13. Operator Service Providers, Prepaid Calling Card Providers, Satellite Service Carriers, Toll Resellers, Other Toll Carriers, and Payphone Providers. Neither the Commission nor SBA has developed a definition particular to operator service providers (OSPs), prepaid calling card providers, satellite service carriers, toll resellers, other toll carriers, or payphone providers. The closest applicable definition for these carrier-types under SBA rules is for telephone communications companies other than radiotelephone (wireless) companies. The most reliable source of information regarding the number of these carriers nationwide of which we are aware appears to be the data that we collect annually on the Form 499-A. According to our most recent data, there are 20 OSPs, 31 prepaid calling card providers, 25 satellite service carriers, 538 toll resellers, 37 other toll carriers, and 933 payphone providers that have 1,500 of fewer employees. Although it seems certain that some of these carriers are not independently owned and operated, we are unable at this time to estimate with greater precision the number of these carriers that would qualify as small business concerns under SBA's definition. Consequently, we estimate that there are fewer than 20 OSPs, 31 prepaid calling card providers, 25 satellite service carriers, 538 toll resellers, 37 other toll carriers, and 933 payphone providers may be affected by the decisions and rules adopted in this NPRM.

14. Cellular and Wireless Telephony. Neither the Commission nor the SBA has developed a definition of small entities specifically for wireless telephony. The closest definition is the SBA definition for cellular and other wireless telecommunications. Under this definition, a cellular licensee is a small entity if it employs no more than 1,500 employees. According to the most recent Commission data, 858 providers classified themselves as providers of wireless telephony, including cellular telecommunications, Personal Communications Service, and Specialized Mobile Radio (SMR) Telephony Carriers. 291 providers report having 1,500 or fewer employees. We do not have data specifying the number of these carriers that are not independently owned and operated, and thus are unable at this time to estimate with greater precision the number of cellular service carriers that would qualify as small business concerns Start Printed Page 12022under the SBA's definition. Consequently, we estimate that there are fewer than 291 wireless telephony carriers that may be affected.

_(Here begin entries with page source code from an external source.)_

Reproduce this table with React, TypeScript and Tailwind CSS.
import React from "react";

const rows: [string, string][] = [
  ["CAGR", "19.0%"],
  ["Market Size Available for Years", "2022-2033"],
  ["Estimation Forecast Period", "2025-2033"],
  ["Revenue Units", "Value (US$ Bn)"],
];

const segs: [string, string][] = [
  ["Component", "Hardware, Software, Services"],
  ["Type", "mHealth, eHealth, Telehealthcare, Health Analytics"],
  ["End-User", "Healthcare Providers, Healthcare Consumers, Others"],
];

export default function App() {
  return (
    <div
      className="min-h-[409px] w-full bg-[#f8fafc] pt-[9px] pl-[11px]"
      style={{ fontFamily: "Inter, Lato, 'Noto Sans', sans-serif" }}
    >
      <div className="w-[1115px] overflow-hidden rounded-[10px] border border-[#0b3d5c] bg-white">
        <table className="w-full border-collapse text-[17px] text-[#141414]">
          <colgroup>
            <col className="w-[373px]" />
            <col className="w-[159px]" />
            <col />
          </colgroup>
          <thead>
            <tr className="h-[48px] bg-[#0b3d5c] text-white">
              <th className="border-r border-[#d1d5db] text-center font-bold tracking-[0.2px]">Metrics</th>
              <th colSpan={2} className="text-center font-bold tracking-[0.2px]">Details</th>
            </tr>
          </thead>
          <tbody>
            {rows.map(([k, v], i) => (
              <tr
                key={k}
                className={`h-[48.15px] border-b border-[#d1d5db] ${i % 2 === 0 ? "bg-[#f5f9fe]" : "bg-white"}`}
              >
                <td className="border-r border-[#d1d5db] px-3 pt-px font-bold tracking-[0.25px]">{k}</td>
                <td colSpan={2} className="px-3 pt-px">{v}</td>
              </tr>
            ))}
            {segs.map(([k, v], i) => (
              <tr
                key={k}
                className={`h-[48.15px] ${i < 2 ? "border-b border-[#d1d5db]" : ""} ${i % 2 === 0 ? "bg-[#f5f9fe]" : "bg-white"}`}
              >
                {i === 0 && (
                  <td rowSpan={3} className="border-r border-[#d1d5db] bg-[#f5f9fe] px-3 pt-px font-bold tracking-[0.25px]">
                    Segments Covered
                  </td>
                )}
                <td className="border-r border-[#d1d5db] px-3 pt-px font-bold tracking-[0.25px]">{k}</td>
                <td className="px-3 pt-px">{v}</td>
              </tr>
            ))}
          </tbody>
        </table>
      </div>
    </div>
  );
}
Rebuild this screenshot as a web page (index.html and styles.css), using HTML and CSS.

15. Other Wireless Services. Neither the Commission nor the SBA has developed a definition of small entities specifically applicable to wireless services other than wireless telephony. The closest applicable definition under the SBA rules is again that of cellular and other wireless telecommunications, under which a service provider is a small entity if it employs no more than 1,500 employees. According to the most recent Commission data, 884 providers with 1,500 of fewer employees classified themselves as paging services, SMR dispatch, wireless data carriers, or other mobile service providers. We do not have data specifying the number of these carriers that are not independently owned and operated, and thus are unable at this time to estimate with greater precision the number of wireless service providers that would qualify as small business concerns under the SBA's definition. Consequently, we estimate that there are fewer than 884 wireless service providers that may be affected.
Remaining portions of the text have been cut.